### Task goal
The entries below should be given again exactly, minus their pictures.

### Recorded data
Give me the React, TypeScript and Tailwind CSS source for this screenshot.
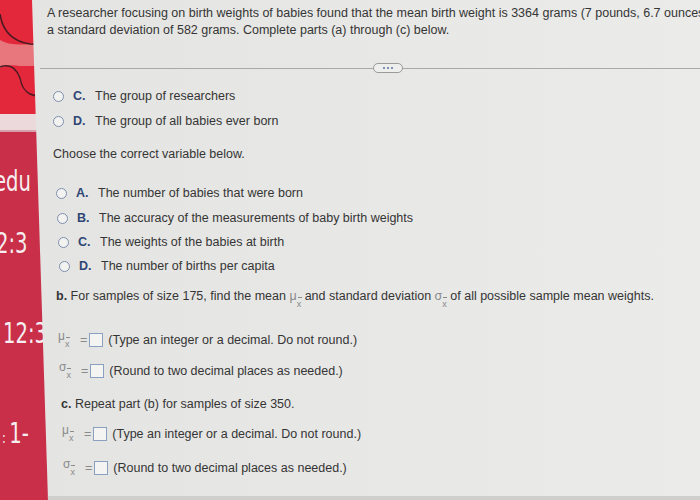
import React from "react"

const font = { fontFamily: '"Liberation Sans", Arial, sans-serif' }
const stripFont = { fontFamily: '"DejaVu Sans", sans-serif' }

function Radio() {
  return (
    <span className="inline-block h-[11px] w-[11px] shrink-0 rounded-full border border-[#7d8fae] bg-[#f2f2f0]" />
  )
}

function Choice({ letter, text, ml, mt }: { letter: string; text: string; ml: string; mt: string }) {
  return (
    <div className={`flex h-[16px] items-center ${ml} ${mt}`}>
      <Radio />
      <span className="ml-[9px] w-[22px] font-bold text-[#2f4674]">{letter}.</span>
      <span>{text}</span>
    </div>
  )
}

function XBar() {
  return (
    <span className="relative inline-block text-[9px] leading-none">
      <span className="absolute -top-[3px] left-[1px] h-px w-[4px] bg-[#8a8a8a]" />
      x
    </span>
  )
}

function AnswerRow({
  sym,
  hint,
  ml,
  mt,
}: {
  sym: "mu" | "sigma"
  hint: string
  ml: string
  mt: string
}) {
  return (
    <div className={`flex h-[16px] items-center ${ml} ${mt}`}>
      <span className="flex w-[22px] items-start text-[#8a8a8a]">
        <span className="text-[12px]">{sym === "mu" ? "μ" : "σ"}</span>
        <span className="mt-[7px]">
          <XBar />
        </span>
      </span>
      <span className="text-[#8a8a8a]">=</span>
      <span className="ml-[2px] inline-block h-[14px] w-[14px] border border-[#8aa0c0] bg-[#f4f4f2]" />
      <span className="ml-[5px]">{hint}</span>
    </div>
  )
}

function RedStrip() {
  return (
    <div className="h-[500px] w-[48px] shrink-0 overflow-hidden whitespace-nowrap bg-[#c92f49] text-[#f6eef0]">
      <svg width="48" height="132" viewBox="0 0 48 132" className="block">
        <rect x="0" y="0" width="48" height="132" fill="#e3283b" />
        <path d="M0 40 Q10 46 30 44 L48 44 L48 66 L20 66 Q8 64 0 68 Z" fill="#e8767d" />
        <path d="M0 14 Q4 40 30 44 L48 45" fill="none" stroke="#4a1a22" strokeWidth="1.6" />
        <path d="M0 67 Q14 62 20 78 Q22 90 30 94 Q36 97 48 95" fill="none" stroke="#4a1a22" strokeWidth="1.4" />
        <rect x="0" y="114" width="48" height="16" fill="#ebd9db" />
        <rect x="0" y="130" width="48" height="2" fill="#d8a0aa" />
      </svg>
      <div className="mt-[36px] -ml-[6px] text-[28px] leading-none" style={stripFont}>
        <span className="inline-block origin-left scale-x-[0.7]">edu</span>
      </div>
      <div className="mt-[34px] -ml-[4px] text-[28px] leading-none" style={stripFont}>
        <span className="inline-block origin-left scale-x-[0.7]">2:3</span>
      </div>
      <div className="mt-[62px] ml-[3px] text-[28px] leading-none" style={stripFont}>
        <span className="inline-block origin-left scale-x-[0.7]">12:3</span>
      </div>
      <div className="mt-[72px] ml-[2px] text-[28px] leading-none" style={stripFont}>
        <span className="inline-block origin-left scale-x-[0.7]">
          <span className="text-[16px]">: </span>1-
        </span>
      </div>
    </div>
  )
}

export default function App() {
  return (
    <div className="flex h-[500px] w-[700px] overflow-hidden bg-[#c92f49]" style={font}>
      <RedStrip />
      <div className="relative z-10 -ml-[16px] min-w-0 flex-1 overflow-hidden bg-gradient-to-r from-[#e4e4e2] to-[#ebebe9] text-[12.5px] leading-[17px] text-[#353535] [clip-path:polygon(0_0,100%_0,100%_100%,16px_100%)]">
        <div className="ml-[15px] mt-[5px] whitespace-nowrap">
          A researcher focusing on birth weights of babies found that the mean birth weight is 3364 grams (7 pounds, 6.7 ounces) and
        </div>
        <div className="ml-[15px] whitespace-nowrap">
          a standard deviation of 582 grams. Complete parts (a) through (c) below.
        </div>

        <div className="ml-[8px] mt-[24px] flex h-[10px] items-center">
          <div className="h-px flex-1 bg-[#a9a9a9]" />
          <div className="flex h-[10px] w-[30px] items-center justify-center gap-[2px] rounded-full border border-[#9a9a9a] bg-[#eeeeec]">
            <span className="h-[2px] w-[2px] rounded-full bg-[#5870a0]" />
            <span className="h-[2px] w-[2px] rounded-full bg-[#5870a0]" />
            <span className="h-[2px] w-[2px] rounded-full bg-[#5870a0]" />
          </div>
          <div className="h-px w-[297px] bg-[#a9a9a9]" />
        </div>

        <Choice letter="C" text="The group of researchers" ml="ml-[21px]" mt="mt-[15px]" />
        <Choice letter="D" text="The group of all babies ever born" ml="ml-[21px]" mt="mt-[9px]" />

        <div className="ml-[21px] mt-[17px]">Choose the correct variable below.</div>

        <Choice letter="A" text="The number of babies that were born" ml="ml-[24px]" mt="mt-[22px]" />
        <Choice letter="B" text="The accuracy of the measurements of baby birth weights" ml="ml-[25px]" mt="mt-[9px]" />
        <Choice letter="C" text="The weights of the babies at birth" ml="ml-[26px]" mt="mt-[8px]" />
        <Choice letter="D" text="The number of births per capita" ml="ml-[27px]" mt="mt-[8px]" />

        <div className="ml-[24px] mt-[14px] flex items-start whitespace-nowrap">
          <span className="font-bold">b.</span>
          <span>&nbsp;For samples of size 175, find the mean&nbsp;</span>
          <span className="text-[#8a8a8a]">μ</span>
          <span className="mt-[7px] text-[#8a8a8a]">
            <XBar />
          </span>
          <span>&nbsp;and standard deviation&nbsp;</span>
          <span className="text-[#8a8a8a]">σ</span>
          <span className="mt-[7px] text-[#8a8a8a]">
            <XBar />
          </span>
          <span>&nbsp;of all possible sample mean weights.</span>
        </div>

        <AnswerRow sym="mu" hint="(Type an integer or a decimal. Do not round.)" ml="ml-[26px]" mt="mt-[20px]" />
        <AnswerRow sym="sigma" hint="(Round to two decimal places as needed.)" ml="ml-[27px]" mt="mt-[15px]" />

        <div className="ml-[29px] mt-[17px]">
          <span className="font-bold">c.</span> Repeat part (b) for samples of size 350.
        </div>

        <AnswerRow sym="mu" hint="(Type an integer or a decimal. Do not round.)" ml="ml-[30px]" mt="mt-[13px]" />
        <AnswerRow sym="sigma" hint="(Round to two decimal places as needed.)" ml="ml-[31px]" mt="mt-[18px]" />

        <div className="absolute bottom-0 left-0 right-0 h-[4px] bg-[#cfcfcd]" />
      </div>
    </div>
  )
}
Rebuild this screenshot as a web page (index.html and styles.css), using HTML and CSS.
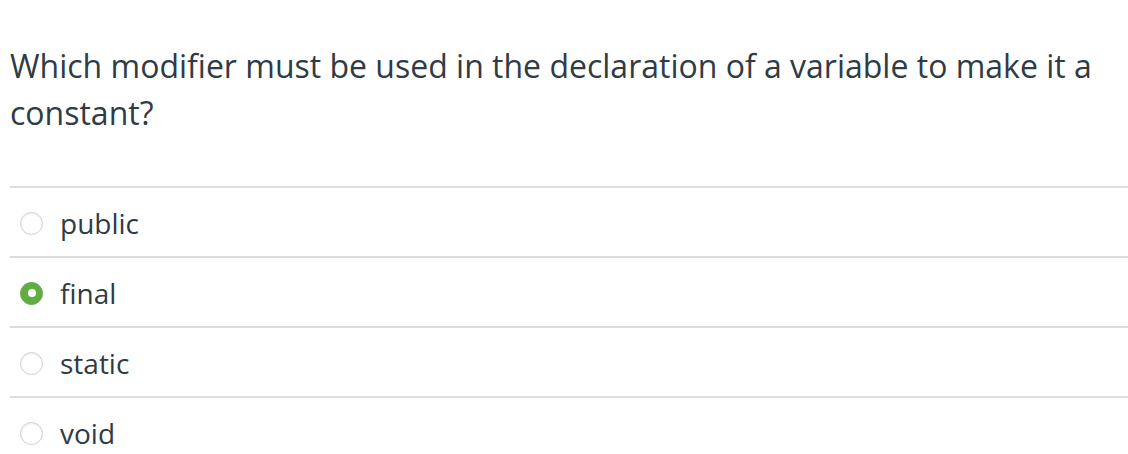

### Task output
Give me the React, TypeScript and Tailwind CSS source for this screenshot.
import React from "react"

const font = { fontFamily: '"Liberation Sans", Arial, sans-serif' }
const stripFont = { fontFamily: '"DejaVu Sans", sans-serif' }

function Radio() {
  return (
    <span className="inline-block h-[11px] w-[11px] shrink-0 rounded-full border border-[#7d8fae] bg-[#f2f2f0]" />
  )
}

function Choice({ letter, text, ml, mt }: { letter: string; text: string; ml: string; mt: string }) {
  return (
    <div className={`flex h-[16px] items-center ${ml} ${mt}`}>
      <Radio />
      <span className="ml-[9px] w-[22px] font-bold text-[#2f4674]">{letter}.</span>
      <span>{text}</span>
    </div>
  )
}

function XBar() {
  return (
    <span className="relative inline-block text-[9px] leading-none">
      <span className="absolute -top-[3px] left-[1px] h-px w-[4px] bg-[#8a8a8a]" />
      x
    </span>
  )
}

function AnswerRow({
  sym,
  hint,
  ml,
  mt,
}: {
  sym: "mu" | "sigma"
  hint: string
  ml: string
  mt: string
}) {
  return (
    <div className={`flex h-[16px] items-center ${ml} ${mt}`}>
      <span className="flex w-[22px] items-start text-[#8a8a8a]">
        <span className="text-[12px]">{sym === "mu" ? "μ" : "σ"}</span>
        <span className="mt-[7px]">
          <XBar />
        </span>
      </span>
      <span className="text-[#8a8a8a]">=</span>
      <span className="ml-[2px] inline-block h-[14px] w-[14px] border border-[#8aa0c0] bg-[#f4f4f2]" />
      <span className="ml-[5px]">{hint}</span>
    </div>
  )
}

function RedStrip() {
  return (
    <div className="h-[500px] w-[48px] shrink-0 overflow-hidden whitespace-nowrap bg-[#c92f49] text-[#f6eef0]">
      <svg width="48" height="132" viewBox="0 0 48 132" className="block">
        <rect x="0" y="0" width="48" height="132" fill="#e3283b" />
        <path d="M0 40 Q10 46 30 44 L48 44 L48 66 L20 66 Q8 64 0 68 Z" fill="#e8767d" />
        <path d="M0 14 Q4 40 30 44 L48 45" fill="none" stroke="#4a1a22" strokeWidth="1.6" />
        <path d="M0 67 Q14 62 20 78 Q22 90 30 94 Q36 97 48 95" fill="none" stroke="#4a1a22" strokeWidth="1.4" />
        <rect x="0" y="114" width="48" height="16" fill="#ebd9db" />
        <rect x="0" y="130" width="48" height="2" fill="#d8a0aa" />
      </svg>
      <div className="mt-[36px] -ml-[6px] text-[28px] leading-none" style={stripFont}>
        <span className="inline-block origin-left scale-x-[0.7]">edu</span>
      </div>
      <div className="mt-[34px] -ml-[4px] text-[28px] leading-none" style={stripFont}>
        <span className="inline-block origin-left scale-x-[0.7]">2:3</span>
      </div>
      <div className="mt-[62px] ml-[3px] text-[28px] leading-none" style={stripFont}>
        <span className="inline-block origin-left scale-x-[0.7]">12:3</span>
      </div>
      <div className="mt-[72px] ml-[2px] text-[28px] leading-none" style={stripFont}>
        <span className="inline-block origin-left scale-x-[0.7]">
          <span className="text-[16px]">: </span>1-
        </span>
      </div>
    </div>
  )
}

export default function App() {
  return (
    <div className="flex h-[500px] w-[700px] overflow-hidden bg-[#c92f49]" style={font}>
      <RedStrip />
      <div className="relative z-10 -ml-[16px] min-w-0 flex-1 overflow-hidden bg-gradient-to-r from-[#e4e4e2] to-[#ebebe9] text-[12.5px] leading-[17px] text-[#353535] [clip-path:polygon(0_0,100%_0,100%_100%,16px_100%)]">
        <div className="ml-[15px] mt-[5px] whitespace-nowrap">
          A researcher focusing on birth weights of babies found that the mean birth weight is 3364 grams (7 pounds, 6.7 ounces) and
        </div>
        <div className="ml-[15px] whitespace-nowrap">
          a standard deviation of 582 grams. Complete parts (a) through (c) below.
        </div>

        <div className="ml-[8px] mt-[24px] flex h-[10px] items-center">
          <div className="h-px flex-1 bg-[#a9a9a9]" />
          <div className="flex h-[10px] w-[30px] items-center justify-center gap-[2px] rounded-full border border-[#9a9a9a] bg-[#eeeeec]">
            <span className="h-[2px] w-[2px] rounded-full bg-[#5870a0]" />
            <span className="h-[2px] w-[2px] rounded-full bg-[#5870a0]" />
            <span className="h-[2px] w-[2px] rounded-full bg-[#5870a0]" />
          </div>
          <div className="h-px w-[297px] bg-[#a9a9a9]" />
        </div>

        <Choice letter="C" text="The group of researchers" ml="ml-[21px]" mt="mt-[15px]" />
        <Choice letter="D" text="The group of all babies ever born" ml="ml-[21px]" mt="mt-[9px]" />

        <div className="ml-[21px] mt-[17px]">Choose the correct variable below.</div>

        <Choice letter="A" text="The number of babies that were born" ml="ml-[24px]" mt="mt-[22px]" />
        <Choice letter="B" text="The accuracy of the measurements of baby birth weights" ml="ml-[25px]" mt="mt-[9px]" />
        <Choice letter="C" text="The weights of the babies at birth" ml="ml-[26px]" mt="mt-[8px]" />
        <Choice letter="D" text="The number of births per capita" ml="ml-[27px]" mt="mt-[8px]" />

        <div className="ml-[24px] mt-[14px] flex items-start whitespace-nowrap">
          <span className="font-bold">b.</span>
          <span>&nbsp;For samples of size 175, find the mean&nbsp;</span>
          <span className="text-[#8a8a8a]">μ</span>
          <span className="mt-[7px] text-[#8a8a8a]">
            <XBar />
          </span>
          <span>&nbsp;and standard deviation&nbsp;</span>
          <span className="text-[#8a8a8a]">σ</span>
          <span className="mt-[7px] text-[#8a8a8a]">
            <XBar />
          </span>
          <span>&nbsp;of all possible sample mean weights.</span>
        </div>

        <AnswerRow sym="mu" hint="(Type an integer or a decimal. Do not round.)" ml="ml-[26px]" mt="mt-[20px]" />
        <AnswerRow sym="sigma" hint="(Round to two decimal places as needed.)" ml="ml-[27px]" mt="mt-[15px]" />

        <div className="ml-[29px] mt-[17px]">
          <span className="font-bold">c.</span> Repeat part (b) for samples of size 350.
        </div>

        <AnswerRow sym="mu" hint="(Type an integer or a decimal. Do not round.)" ml="ml-[30px]" mt="mt-[13px]" />
        <AnswerRow sym="sigma" hint="(Round to two decimal places as needed.)" ml="ml-[31px]" mt="mt-[18px]" />

        <div className="absolute bottom-0 left-0 right-0 h-[4px] bg-[#cfcfcd]" />
      </div>
    </div>
  )
}
Rebuild this screenshot as a web page (index.html and styles.css), using HTML and CSS.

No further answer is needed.